The Middle East accounted for 24 percent, 22 percent from Asia, and 16 percent from Africa.

That leading position for Europe showed the priority Paris has set on sales into the European market, he said, with last year marking the second time the continent had accounted for 25 percent of sales.

The report shows Australian orders accounted for €199 million last year. The 12-strong Australian submarine project, led by French shipbuilder Naval Group, is expected to bring in a total €34 billion.

Vietnam ordered €4.5 million of French kit.

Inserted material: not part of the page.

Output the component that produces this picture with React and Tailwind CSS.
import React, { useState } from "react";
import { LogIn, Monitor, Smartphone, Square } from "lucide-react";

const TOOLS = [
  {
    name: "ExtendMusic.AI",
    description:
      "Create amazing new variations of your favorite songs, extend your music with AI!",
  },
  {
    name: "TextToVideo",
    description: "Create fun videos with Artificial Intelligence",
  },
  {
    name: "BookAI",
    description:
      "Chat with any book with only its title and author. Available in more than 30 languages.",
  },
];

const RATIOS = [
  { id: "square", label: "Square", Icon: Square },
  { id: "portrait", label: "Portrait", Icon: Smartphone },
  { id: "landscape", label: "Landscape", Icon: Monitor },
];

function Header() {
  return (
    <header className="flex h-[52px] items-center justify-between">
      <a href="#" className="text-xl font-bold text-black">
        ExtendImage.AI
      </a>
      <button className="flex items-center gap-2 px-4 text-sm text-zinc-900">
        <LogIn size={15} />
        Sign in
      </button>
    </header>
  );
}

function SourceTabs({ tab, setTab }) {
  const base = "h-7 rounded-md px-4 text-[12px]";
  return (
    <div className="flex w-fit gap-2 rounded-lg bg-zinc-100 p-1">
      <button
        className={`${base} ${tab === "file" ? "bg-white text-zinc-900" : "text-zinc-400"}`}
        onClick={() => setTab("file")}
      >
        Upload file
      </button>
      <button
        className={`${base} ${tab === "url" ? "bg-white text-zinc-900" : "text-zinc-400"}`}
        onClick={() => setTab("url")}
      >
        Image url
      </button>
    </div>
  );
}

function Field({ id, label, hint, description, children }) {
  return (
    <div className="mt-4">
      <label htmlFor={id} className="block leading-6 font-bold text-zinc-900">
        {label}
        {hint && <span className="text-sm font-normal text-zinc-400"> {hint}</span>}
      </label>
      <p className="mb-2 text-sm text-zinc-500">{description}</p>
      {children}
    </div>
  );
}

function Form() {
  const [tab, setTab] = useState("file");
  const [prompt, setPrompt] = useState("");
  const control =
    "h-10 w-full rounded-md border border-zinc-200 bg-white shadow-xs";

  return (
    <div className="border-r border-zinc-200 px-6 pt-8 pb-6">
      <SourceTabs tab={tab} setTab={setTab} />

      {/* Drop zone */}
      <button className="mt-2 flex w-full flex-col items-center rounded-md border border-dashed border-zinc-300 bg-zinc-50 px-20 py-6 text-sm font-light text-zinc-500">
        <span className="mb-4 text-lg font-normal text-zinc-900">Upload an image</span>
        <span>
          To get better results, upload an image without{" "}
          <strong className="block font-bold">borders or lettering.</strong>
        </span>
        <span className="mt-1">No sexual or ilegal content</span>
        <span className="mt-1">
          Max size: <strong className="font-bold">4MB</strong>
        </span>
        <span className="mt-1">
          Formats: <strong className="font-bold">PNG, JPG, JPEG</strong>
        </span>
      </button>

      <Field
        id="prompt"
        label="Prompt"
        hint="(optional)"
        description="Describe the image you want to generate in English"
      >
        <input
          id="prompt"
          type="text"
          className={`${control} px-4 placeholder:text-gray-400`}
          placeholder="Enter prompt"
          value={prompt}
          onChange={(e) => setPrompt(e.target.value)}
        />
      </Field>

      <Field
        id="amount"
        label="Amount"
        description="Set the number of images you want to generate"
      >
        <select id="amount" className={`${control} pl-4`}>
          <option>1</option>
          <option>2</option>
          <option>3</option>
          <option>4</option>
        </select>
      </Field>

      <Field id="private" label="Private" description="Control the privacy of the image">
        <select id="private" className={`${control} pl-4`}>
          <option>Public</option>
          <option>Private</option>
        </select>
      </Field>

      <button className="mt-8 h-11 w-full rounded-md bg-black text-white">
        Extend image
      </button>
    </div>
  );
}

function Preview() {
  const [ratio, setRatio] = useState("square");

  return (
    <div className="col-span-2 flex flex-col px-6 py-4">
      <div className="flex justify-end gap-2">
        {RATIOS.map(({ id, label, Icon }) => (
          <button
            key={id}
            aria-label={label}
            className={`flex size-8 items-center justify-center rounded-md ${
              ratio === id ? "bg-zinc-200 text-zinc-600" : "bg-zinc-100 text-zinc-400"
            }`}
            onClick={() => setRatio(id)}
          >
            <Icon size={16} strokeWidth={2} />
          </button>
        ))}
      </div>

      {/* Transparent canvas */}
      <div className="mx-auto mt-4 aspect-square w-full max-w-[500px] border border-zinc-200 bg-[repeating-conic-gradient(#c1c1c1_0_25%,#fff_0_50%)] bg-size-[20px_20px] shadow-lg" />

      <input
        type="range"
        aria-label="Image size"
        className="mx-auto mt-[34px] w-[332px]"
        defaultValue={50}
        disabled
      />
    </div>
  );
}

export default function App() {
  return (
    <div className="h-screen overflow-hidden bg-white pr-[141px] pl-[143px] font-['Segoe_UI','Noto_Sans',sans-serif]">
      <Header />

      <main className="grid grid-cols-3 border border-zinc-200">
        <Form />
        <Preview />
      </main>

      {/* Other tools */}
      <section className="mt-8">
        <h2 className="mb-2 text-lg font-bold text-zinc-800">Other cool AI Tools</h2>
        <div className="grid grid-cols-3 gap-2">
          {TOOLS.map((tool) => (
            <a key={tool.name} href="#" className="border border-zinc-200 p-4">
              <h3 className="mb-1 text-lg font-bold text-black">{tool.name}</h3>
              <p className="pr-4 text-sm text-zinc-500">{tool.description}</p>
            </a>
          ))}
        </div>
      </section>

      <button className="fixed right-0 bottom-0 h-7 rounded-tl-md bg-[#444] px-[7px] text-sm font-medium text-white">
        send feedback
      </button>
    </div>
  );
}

The Greek order and Croatian selection of Rafale signalled the importance of France selling second hand fighters, as the jets may be used, but new missiles have been ordered, including Safran AASM powered smart bombs for the Greek air force.

Export Licenses as Sales Indicators

Companies must apply for French licenses to make a sales pitch to a prospective foreign client, and in general five to 10 percent of licenses lead to contracts, Grandjean said. These licenses detail the various options offered, including the maximum size of the potential deal.

There were some 4,000 licenses approved last year, indicating future sales efforts to win contracts.

France rejected 19 license applications last year after interministerial review of the prospective pitches to foreign states.

Under the European Union Coarm working party on foreign arms sales, if a member state receives an application for a license for which another member state has previously refused, the latter is expected to share information and explain why it rejected the previous application.

The government is studying steps to take in the light of a Nov. 18 2020 parliamentary report on the control of arms exports, Grandjean said.

That report, drafted by parliamentarians Jacques Maire and Michèle Tabarot, called for a detailed and active scrutiny of the authorization of arms sales by a joint committee of the senate and national assembly, rather than the government simply reporting to parliament deals done in the previous year.